WHAT IS ASKED: Reproduce every line of the listing as written, apart from the pictures.
········
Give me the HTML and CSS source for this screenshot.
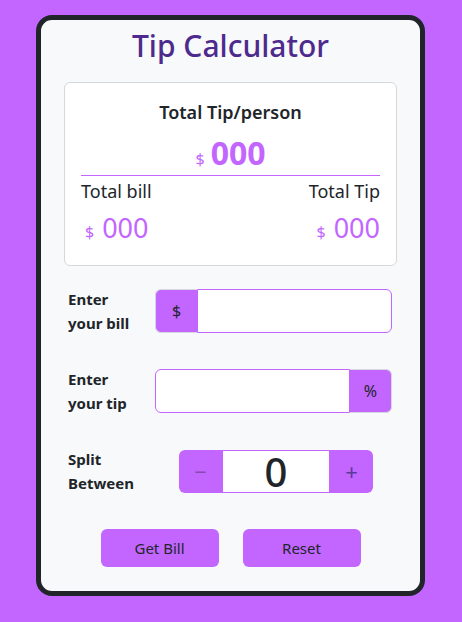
FILE: index.html
```html
<!DOCTYPE html>
<html>
<head>
<meta charset="utf-8">
<link rel="stylesheet" href="styles.css">
</head>
<body>
<div class="card">
  <h1 class="title">Tip Calculator</h1>
  <div class="summary">
    <div class="per-label">Total Tip/person</div>
    <div class="per-value"><span class="cur">$</span> <span class="big">000</span></div>
    <div class="rule"></div>
    <div class="totals">
      <div class="col">
        <div class="t-label">Total bill</div>
        <div class="t-value"><span class="cur">$</span><span class="mid">000</span></div>
      </div>
      <div class="col right">
        <div class="t-label">Total Tip</div>
        <div class="t-value"><span class="cur">$</span><span class="mid">000</span></div>
      </div>
    </div>
  </div>

  <div class="row bill-row">
    <div class="lbl">Enter<br>your bill</div>
    <div class="group">
      <span class="addon left">$</span>
      <input class="field" type="text">
    </div>
  </div>

  <div class="row tip-row">
    <div class="lbl">Enter<br>your tip</div>
    <div class="group">
      <input class="field fleft" type="text">
      <span class="addon right">%</span>
    </div>
  </div>

  <div class="row split-row">
    <div class="lbl">Split<br>Between</div>
    <div class="stepper">
      <button class="step minus">&minus;</button>
      <div class="count">0</div>
      <button class="step plus">+</button>
    </div>
  </div>

  <div class="actions">
    <button class="btn">Get Bill</button>
    <button class="btn">Reset</button>
  </div>
</div>
</body>
</html>
```

FILE: styles.css
```css
* { box-sizing: border-box; }
html, body { margin: 0; padding: 0; }
body {
  background: #c266ff;
  height: 622px;
  font-family: "Noto Sans", "Open Sans", sans-serif;
  color: #212529;
  padding-top: 15px;
}
.card {
  width: 389px;
  height: 581px;
  margin-left: 36px;
  border: 5px solid #212529;
  border-radius: 16px;
  background: #f8f9fa;
  padding: 0 23px;
}
.title {
  margin: 7px 0 0;
  text-align: center;
  font-size: 30px;
  line-height: 38px;
  font-weight: 500;
  color: #4e2a8e;
}
.summary {
  margin-top: 17px;
  height: 184px;
  background: #fff;
  border: 1px solid #d6d8db;
  border-radius: 6px;
  padding: 14px 16px 0;
}
.per-label {
  text-align: center;
  font-size: 18px;
  font-weight: 600;
  line-height: 30px;
}
.per-value {
  text-align: center;
  line-height: 44px;
  height: 48px;
  color: #c266ff;
  padding-top: 4px;
}
.per-value .cur { margin-right: 2px; }
.cur { font-size: 16px; }
.big { font-size: 32px; font-weight: 700; }
.rule {
  height: 1px;
  background: #c266ff;
}
.totals {
  display: flex;
  justify-content: space-between;
}
.col.right { text-align: right; }
.t-label {
  font-size: 18px;
  line-height: 30px;
}
.t-value {
  color: #c266ff;
  line-height: 44px;
  padding-left: 4px;
}
.t-value .cur { margin-right: 8px; }
.mid { font-size: 27px; }
.row {
  display: grid;
  grid-template-columns: 87px minmax(0, 1fr);
  align-items: center;
  padding: 0 5px 0 4px;
}
.bill-row { margin-top: 21px; }
.tip-row { margin-top: 32px; }
.split-row { margin-top: 32px; }
.lbl {
  font-size: 15px;
  font-weight: 700;
  line-height: 24px;
}
.group {
  display: flex;
  height: 44px;
  min-width: 0;
}
.addon {
  flex: 0 0 42px;
  display: flex;
  align-items: center;
  justify-content: center;
  background: #c266ff;
  border: 1px solid #d6d8db;
  font-size: 16px;
}
.addon.left { border-radius: 6px 0 0 6px; border-right: none; }
.addon.right { border-radius: 0 6px 6px 0; border-left: none; }
.field {
  flex: 1 1 0;
  width: 0;
  min-width: 0;
  height: 44px;
  border: 1px solid #c266ff;
  border-radius: 0 6px 6px 0;
  background: #fff;
  outline: none;
  font: inherit;
}
.field.fleft { border-radius: 6px 0 0 6px; }
.stepper {
  display: flex;
  width: 194px;
  height: 43px;
  margin-left: 24px;
}
.step {
  width: 43px;
  border: none;
  background: #c266ff;
  font-family: inherit;
  font-size: 22px;
  padding: 0;
}
.minus { border-radius: 6px 0 0 6px; color: #8b49b5; }
.plus { border-radius: 0 6px 6px 0; color: #5a3a9a; }
.count {
  flex: 1;
  background: #fff;
  border: 1px solid #c266ff;
  display: flex;
  align-items: center;
  justify-content: center;
  font-size: 40px;
  font-weight: 500;
  line-height: 1;
  padding-top: 2px;
}
.actions {
  display: flex;
  justify-content: center;
  gap: 24px;
  margin-top: 34px;
}
.btn {
  width: 118px;
  height: 38px;
  border: none;
  border-radius: 6px;
  background: #c266ff;
  font-family: inherit;
  font-size: 15px;
  color: #212529;
}
```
········
FULL ANSWER:
Give me the HTML and CSS source for this screenshot.
FILE: index.html
```html
<!DOCTYPE html>
<html>
<head>
<meta charset="utf-8">
<link rel="stylesheet" href="styles.css">
</head>
<body>
<div class="card">
  <h1 class="title">Tip Calculator</h1>
  <div class="summary">
    <div class="per-label">Total Tip/person</div>
    <div class="per-value"><span class="cur">$</span> <span class="big">000</span></div>
    <div class="rule"></div>
    <div class="totals">
      <div class="col">
        <div class="t-label">Total bill</div>
        <div class="t-value"><span class="cur">$</span><span class="mid">000</span></div>
      </div>
      <div class="col right">
        <div class="t-label">Total Tip</div>
        <div class="t-value"><span class="cur">$</span><span class="mid">000</span></div>
      </div>
    </div>
  </div>

  <div class="row bill-row">
    <div class="lbl">Enter<br>your bill</div>
    <div class="group">
      <span class="addon left">$</span>
      <input class="field" type="text">
    </div>
  </div>

  <div class="row tip-row">
    <div class="lbl">Enter<br>your tip</div>
    <div class="group">
      <input class="field fleft" type="text">
      <span class="addon right">%</span>
    </div>
  </div>

  <div class="row split-row">
    <div class="lbl">Split<br>Between</div>
    <div class="stepper">
      <button class="step minus">&minus;</button>
      <div class="count">0</div>
      <button class="step plus">+</button>
    </div>
  </div>

  <div class="actions">
    <button class="btn">Get Bill</button>
    <button class="btn">Reset</button>
  </div>
</div>
</body>
</html>
```

FILE: styles.css
```css
* { box-sizing: border-box; }
html, body { margin: 0; padding: 0; }
body {
  background: #c266ff;
  height: 622px;
  font-family: "Noto Sans", "Open Sans", sans-serif;
  color: #212529;
  padding-top: 15px;
}
.card {
  width: 389px;
  height: 581px;
  margin-left: 36px;
  border: 5px solid #212529;
  border-radius: 16px;
  background: #f8f9fa;
  padding: 0 23px;
}
.title {
  margin: 7px 0 0;
  text-align: center;
  font-size: 30px;
  line-height: 38px;
  font-weight: 500;
  color: #4e2a8e;
}
.summary {
  margin-top: 17px;
  height: 184px;
  background: #fff;
  border: 1px solid #d6d8db;
  border-radius: 6px;
  padding: 14px 16px 0;
}
.per-label {
  text-align: center;
  font-size: 18px;
  font-weight: 600;
  line-height: 30px;
}
.per-value {
  text-align: center;
  line-height: 44px;
  height: 48px;
  color: #c266ff;
  padding-top: 4px;
}
.per-value .cur { margin-right: 2px; }
.cur { font-size: 16px; }
.big { font-size: 32px; font-weight: 700; }
.rule {
  height: 1px;
  background: #c266ff;
}
.totals {
  display: flex;
  justify-content: space-between;
}
.col.right { text-align: right; }
.t-label {
  font-size: 18px;
  line-height: 30px;
}
.t-value {
  color: #c266ff;
  line-height: 44px;
  padding-left: 4px;
}
.t-value .cur { margin-right: 8px; }
.mid { font-size: 27px; }
.row {
  display: grid;
  grid-template-columns: 87px minmax(0, 1fr);
  align-items: center;
  padding: 0 5px 0 4px;
}
.bill-row { margin-top: 21px; }
.tip-row { margin-top: 32px; }
.split-row { margin-top: 32px; }
.lbl {
  font-size: 15px;
  font-weight: 700;
  line-height: 24px;
}
.group {
  display: flex;
  height: 44px;
  min-width: 0;
}
.addon {
  flex: 0 0 42px;
  display: flex;
  align-items: center;
  justify-content: center;
  background: #c266ff;
  border: 1px solid #d6d8db;
  font-size: 16px;
}
.addon.left { border-radius: 6px 0 0 6px; border-right: none; }
.addon.right { border-radius: 0 6px 6px 0; border-left: none; }
.field {
  flex: 1 1 0;
  width: 0;
  min-width: 0;
  height: 44px;
  border: 1px solid #c266ff;
  border-radius: 0 6px 6px 0;
  background: #fff;
  outline: none;
  font: inherit;
}
.field.fleft { border-radius: 6px 0 0 6px; }
.stepper {
  display: flex;
  width: 194px;
  height: 43px;
  margin-left: 24px;
}
.step {
  width: 43px;
  border: none;
  background: #c266ff;
  font-family: inherit;
  font-size: 22px;
  padding: 0;
}
.minus { border-radius: 6px 0 0 6px; color: #8b49b5; }
.plus { border-radius: 0 6px 6px 0; color: #5a3a9a; }
.count {
  flex: 1;
  background: #fff;
  border: 1px solid #c266ff;
  display: flex;
  align-items: center;
  justify-content: center;
  font-size: 40px;
  font-weight: 500;
  line-height: 1;
  padding-top: 2px;
}
.actions {
  display: flex;
  justify-content: center;
  gap: 24px;
  margin-top: 34px;
}
.btn {
  width: 118px;
  height: 38px;
  border: none;
  border-radius: 6px;
  background: #c266ff;
  font-family: inherit;
  font-size: 15px;
  color: #212529;
}
```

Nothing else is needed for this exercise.